HydroGEN is being launched as part of the Energy Materials Network (EMN) that began in February of this year, crafted to give American entrepreneurs and manufacturers a competitive edge in the global development of clean energy in support of the President’s Materials Genome Initiative and advanced manufacturing priorities.
As part of the EMN, the HydroGEN consortium will provide industry and academia the expertise and capabilities to more quickly develop, characterize, and deploy high-performance, low-cost advanced water-splitting materials for lower cost hydrogen production.
HydroGEN will address advanced water splitting materials challenges by:
Making novel national lab capabilities, expertise, techniques, and equipment relevant to advanced water-splitting materials research more accessible to external stakeholders, including researchers in industry, academia, and other laboratories.
Establishing robust online data portals that capture and share the results of non-proprietary research.
Facilitating collaboration between researchers working on the three water-splitting pathways and addressing common materials challenges and resource needs, such as high-throughput synthesis techniques and auxiliary component design.
Currently, the Office of Energy Efficiency and Renewable Energy (EERE) funds research and development of low-carbon hydrogen production pathways. By establishing HydroGEN, the DOE intends to accelerate innovation with the assistance of the national laboratories.

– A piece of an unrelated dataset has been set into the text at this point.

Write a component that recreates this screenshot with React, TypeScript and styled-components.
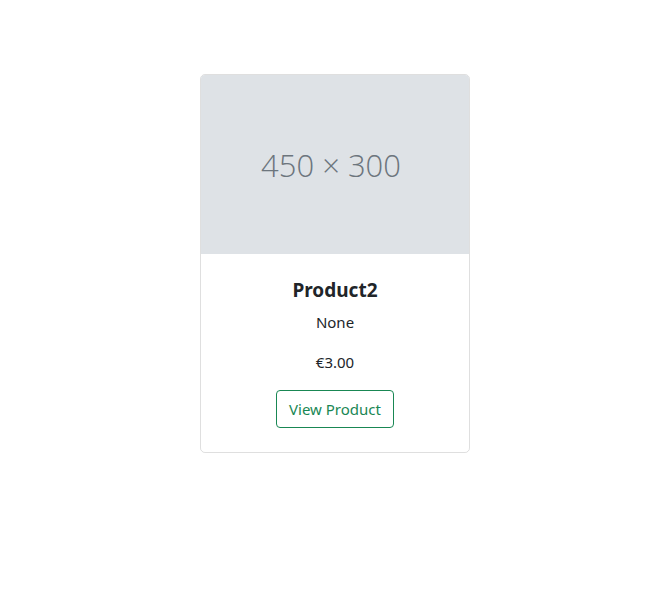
import React from "react";
import styled, { createGlobalStyle } from "styled-components";

const GlobalStyle = createGlobalStyle`
  body {
    margin: 0;
    font-family: "Noto Sans", "Open Sans", sans-serif;
    color: #212529;
    background: #fff;
  }
`;

const Page = styled.div`
  padding: 74px 0 0 200px;
`;

const Card = styled.div`
  width: 270px;
  box-sizing: border-box;
  border: 1px solid rgba(0, 0, 0, 0.125);
  border-radius: 5px;
  overflow: hidden;
  display: flex;
  flex-direction: column;
`;

const Placeholder = styled.div`
  height: 179px;
  background: #dee2e6;
  display: flex;
  align-items: center;
  justify-content: center;
  padding-right: 8px;
  color: #6c757d;
  font-family: "Open Sans", sans-serif;
  font-weight: 300;
  font-size: 31px;
`;

const Body = styled.div`
  padding: 24px 16px;
  display: flex;
  flex-direction: column;
  align-items: center;
  text-align: center;
`;

const Title = styled.h5`
  margin: 0 0 8px;
  font-size: 19px;
  font-weight: 700;
  line-height: 24px;
`;

const Text = styled.p<{ $gap: number }>`
  margin: 0 0 ${({ $gap }) => $gap}px;
  font-size: 15px;
  line-height: 24px;
`;

const OutlineButton = styled.button`
  font-family: inherit;
  font-size: 15px;
  line-height: 24px;
  padding: 6px 12px;
  color: #198754;
  background: transparent;
  border: 1px solid #198754;
  border-radius: 4px;
  cursor: pointer;
`;

export default function App() {
  return (
    <>
      <GlobalStyle />
      <Page>
        <Card>
          <Placeholder>450 × 300</Placeholder>
          <Body>
            <Title>Product2</Title>
            <Text $gap={16}>None</Text>
            <Text $gap={16}>€3.00</Text>
            <OutlineButton>View Product</OutlineButton>
          </Body>
        </Card>
      </Page>
    </>
  );
}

The new consortium is led by the National Renewable Energy Laboratory, and also includes Sandia National Laboratory, Lawrence Berkeley National Laboratory, Idaho National Laboratory, Lawrence Livermore National Laboratory, and Savannah River National Laboratory.
The consortium’s newly launched website details capabilities being made available to companies, academia, and other labs, and also details mechanisms for engagement.
EMN focuses on tackling one of the major barriers to widespread commercialization of clean energy technologies—the integrated design, testing, and production of advanced materials. By strengthening and facilitating industry access to the unique resources available at the Energy Department's national labs, the network will help industry bring these materials to market more quickly.
Each EMN consortium will bring together national labs, industry, and academia to focus on specific classes of materials aligned with industry's most pressing challenges related to materials for clean energy technologies. The EMN consortia that have been launched thus far are:
HydroGEN focuses on advanced water splitting materials, initially for the photoelectrochemical, solar thermochemical, and advanced electrolytic hydrogen production pathways.
Hydrogen Materials – Advanced Research Consortium (HyMARC) focuses on the thermodynamic and kinetic limitations of storage materials, to create an entirely new capability that will enable accelerated materials development to improve energy storage.
Electrocatalysis Consortium (ElectroCat) is dedicated to finding new ways to replace the platinum group metals currently used in hydrogen fuel cells with inexpensive and more abundant substitutes, such as iron and cobalt.
Lightweight Materials Consortium (LightMat) focuses on materials that can lightweight vehicles to increase fuel efficiency, such as specialized alloys and carbon fiber-reinforced polymer composites that can be manufactured on a large scale.
Durable Module Materials Consortium (DuraMat) focuses on durable photovoltaic (PV) module materials to further optimize reliability and capacity of low-cost PV modules.
Caloric Cooling Consortium (CaloriCool) focuses on development of caloric materials for cooling applications.
Chemical Catalysts for Bioenergy (ChemCat Bio) is dedicated to identifying and overcoming catalysis challenges for biomass conversion processes.